One suggested conclusion of this study is that, with sensitivity, this problem of unrealistic expectations based on religion can be overcome and that it is quite rare indeed that physicians can’t overcome such beliefs to the point where they have to try to overrule a family that wants everything to continue to be done past the point of futility. Sometimes, however, it takes time and patience. Insisting on “pulling the plug” immediately is almost always a recipe for disastrous conflict.
Another way of looking at the results of this study is not just to focus on religion, even though so many of the news stories reporting on it played the “God versus doctors” angle, sometimes to a ridiculous degree, and some antireligious bloggers have predictably taken these simplistic news reports of a more complex study to make snarky comments about doctors having to pander to “stupid” or “religiously deluded” Americans that make me glad indeed that none of them are physicianss.

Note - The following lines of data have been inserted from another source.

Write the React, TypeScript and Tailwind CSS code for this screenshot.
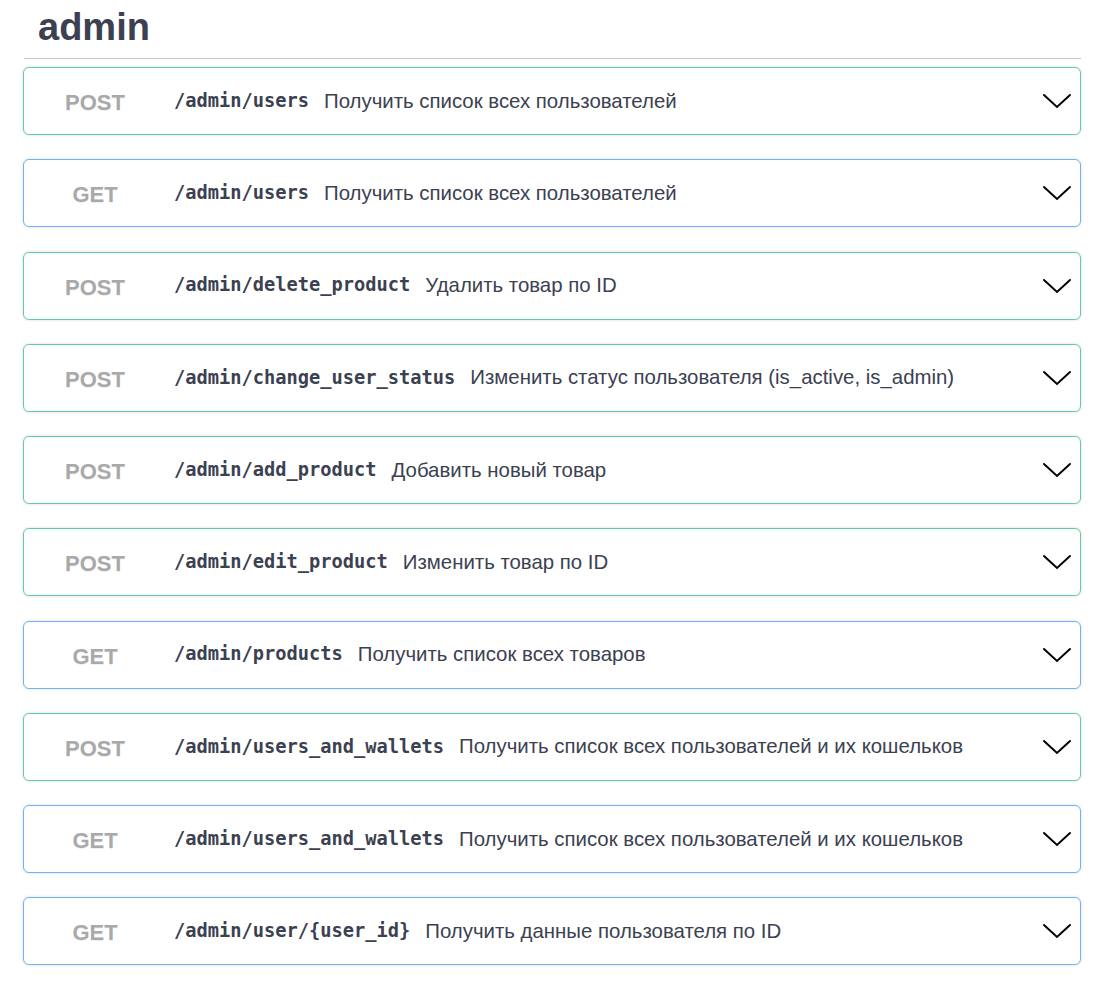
const endpoints = [
  { method: "POST", path: "/admin/users", summary: "Получить список всех пользователей" },
  { method: "GET", path: "/admin/users", summary: "Получить список всех пользователей" },
  { method: "POST", path: "/admin/delete_product", summary: "Удалить товар по ID" },
  { method: "POST", path: "/admin/change_user_status", summary: "Изменить статус пользователя (is_active, is_admin)" },
  { method: "POST", path: "/admin/add_product", summary: "Добавить новый товар" },
  { method: "POST", path: "/admin/edit_product", summary: "Изменить товар по ID" },
  { method: "GET", path: "/admin/products", summary: "Получить список всех товаров" },
  { method: "POST", path: "/admin/users_and_wallets", summary: "Получить список всех пользователей и их кошельков" },
  { method: "GET", path: "/admin/users_and_wallets", summary: "Получить список всех пользователей и их кошельков" },
  { method: "GET", path: "/admin/user/{user_id}", summary: "Получить данные пользователя по ID" },
]

function Chevron() {
  return (
    <svg width="30" height="16" viewBox="0 0 30 16" fill="none" className="shrink-0">
      <path d="M2 2 L15 14 L28 2" stroke="#000" strokeWidth="2" strokeLinecap="round" strokeLinejoin="miter" />
    </svg>
  )
}

export default function App() {
  return (
    <div className="min-h-screen bg-white font-['Liberation_Sans',Arial,sans-serif] text-[#3b4151]">
      <div className="px-[23px] pt-[4px]">
        <h3 className="ml-[15px] text-[38px] font-bold leading-[46px] text-[#3b4151]">admin</h3>
        <div className="mt-[8px] h-px bg-[#c8c9cc] ml-px mr-[7px]" />
        <div className="mt-[8px] mr-[7px] flex flex-col gap-[24.25px]">
          {endpoints.map((e, i) => (
            <div
              key={i}
              className={
                "flex h-[68px] items-center rounded-[6px] border-[1.5px] bg-white pl-[21px] pr-[7px] shadow-[0_0_3px_rgba(0,0,0,0.15)] " +
                (e.method === "POST" ? "border-[#5fd09c]" : "border-[#70b4f8]")
              }
            >
              <span className="w-[100px] shrink-0 pt-[3px] text-center text-[22px] font-bold text-[#a9a9a9] [text-shadow:0_1px_0_rgba(0,0,0,0.08)]">
                {e.method}
              </span>
              <span className="ml-[29px] font-['DejaVu_Sans_Mono',monospace] text-[18.7px] font-bold text-[#3b4151]">
                {e.path}
              </span>
              <span className="ml-[15px] text-[20.4px] text-[#3b4151]">{e.summary}</span>
              <div className="ml-auto pr-[1px]">
                <Chevron />
              </div>
            </div>
          ))}
        </div>
      </div>
    </div>
  )
}
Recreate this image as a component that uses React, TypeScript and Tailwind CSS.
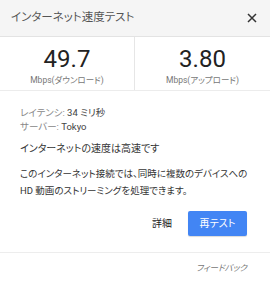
import React from "react";

const jp = "font-['Roboto','Noto_Sans_CJK_JP',sans-serif] [font-feature-settings:'palt']";

const Stat = ({ value, label, divider }: { value: string; label: string; divider?: boolean }) => (
  <div
    className={`flex flex-col items-center pt-[10px] ${divider ? "border-r border-[#e6e6e6]" : ""}`}
  >
    <span className="text-[24px] leading-[24px] text-[#222] font-['Roboto',sans-serif]">{value}</span>
    <span className="mt-[4px] text-[8.5px] leading-[10px] text-[#777]">{label}</span>
  </div>
);

const App = () => {
  return (
    <div className={`w-[270px] h-[300px] bg-white ${jp}`}>
      <header className="h-[37px] bg-[#f5f5f5] border-b border-[#e3e3e3] flex items-center justify-between pl-[11px] pr-[13px]">
        <h1 className="text-[11.5px] text-[#555] font-normal">インターネット速度テスト</h1>
        <button className="w-[10px] h-[10px] text-[#333]">
          <svg viewBox="0 0 10 10" width="10" height="10">
            <path d="M1 1L9 9M9 1L1 9" stroke="currentColor" strokeWidth="1.5" />
          </svg>
        </button>
      </header>

      <section className="grid grid-cols-2 h-[54px] border-b border-[#ececec]">
        <Stat value="49.7" label="Mbps(ダウンロード)" divider />
        <Stat value="3.80" label="Mbps(アップロード)" />
      </section>

      <main className="px-[20px] pt-[15px] text-[9.5px] leading-[14px]">
        <p className="text-[#888]">
          レイテンシ: <span className="text-[#444]">34 ミリ秒</span>
        </p>
        <p className="text-[#888]">
          サーバー: <span className="text-[#444]">Tokyo</span>
        </p>
        <p className="mt-[8px] text-[10px] text-[#333]">インターネットの速度は高速です</p>
        <p className="mt-[9px] text-[9.5px] leading-[17px] text-[#333] whitespace-nowrap">
          このインターネット接続では、同時に複数のデバイスへの
          <br />
          HD 動画のストリーミングを処理できます。
        </p>

        <div className="flex items-center justify-end gap-[16px] mt-[12px] pr-[3px]">
          <button className="text-[10px] text-[#222]">詳細</button>
          <button className="w-[59px] h-[25px] rounded-[2px] bg-[#4285f4] text-white text-[10px] shadow-[0_1px_1px_rgba(0,0,0,0.15)]">
            再テスト
          </button>
        </div>
      </main>

      <footer className="mt-[16px] border-t border-[#ededed] flex justify-end pr-[23px] pt-[9px]">
        <span className="text-[8.5px] italic text-[#777]">フィードバック</span>
      </footer>
    </div>
  );
};

export default App;
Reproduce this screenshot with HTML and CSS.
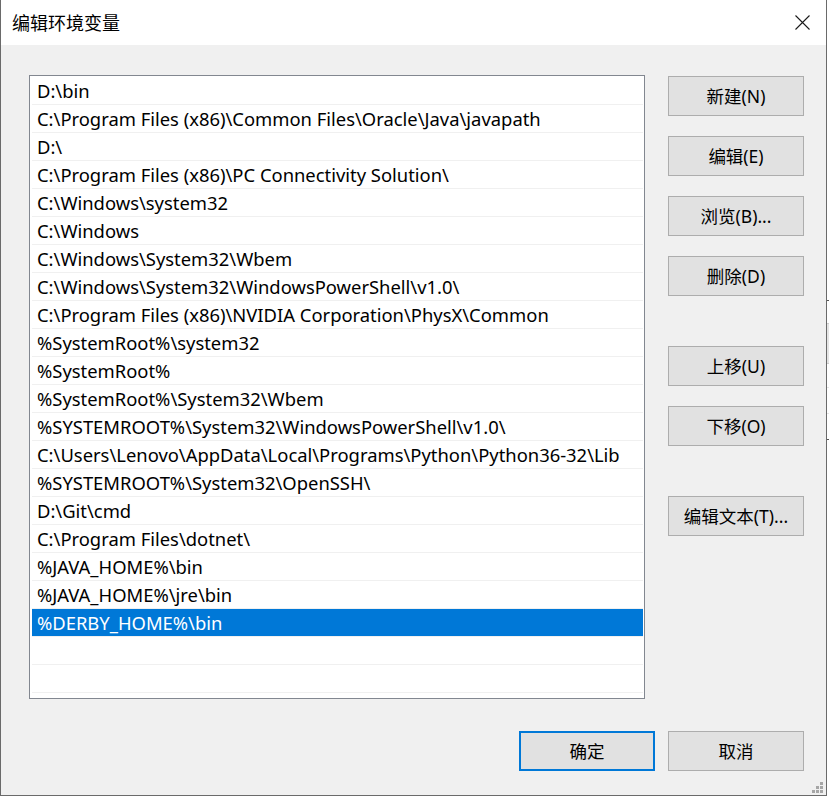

They have zero clue how necessary it is to deal nonjudgmentally with all sorts of unscientific beliefs, be they religious or not, and mockery is not a fruitful approach; moreover they miss the other aspects of the study that show that, despite these beliefs in potential miracles, people actually are more reasonable than the news stories make it appear.
In any case, the focus on religion takes away the focus from the real issue: improving public understanding of scientific medicine and what it can and cannot accomplish. Lots of patients have unrealistic beliefs about health care based on all sorts of things, be they religion, faith in pseudoscientific quackery, or just fears based on misinformation that is rife in the media (i.e., the claim by antivaccinationists that vaccines cause autism). Although I may rail about such irrationality on this blog when it gets out of hand, it’s important to remember that a blog is not real life. It’s a different venue, one designed to educate and entertain a general audience, not to mention to indulge my personal beliefs about the importance of science in medicine and my fears of the problems irrationality and anti-science cause in medicine and society at large. Persuading families and patients that what and evidence-based medicine recommends is the best for their injured or ill loved ones requires a far gentler touch.
ADDENDUM: Steve Novella comments. He discusses primarily the part of the study that notes that 72.4% of the public thinks that family members should be able to demand care that physicians deem futile for their loved ones. I didn’t dwell on that part of the study, but it is a result that is quite important in and of itself, especially the second part, which is the question of who should pay for such futile care insisted upon by the family against medical recommendations. The answers broke down thusly for the public: The insurance company 48.5%; the government 6.1%; the patient 37.0%. For health care professionals the numbers were 30.5%, 1.4%, and 54.8%, respectively.
REFERENCE:
Jacobs, L.M., Burns, K., Jacobs, B.B. (2008). Trauma Death: Views of the Public and Trauma Professionals on Death and Dying From Injuries. Archives of Surgery, 143(8), 730-735.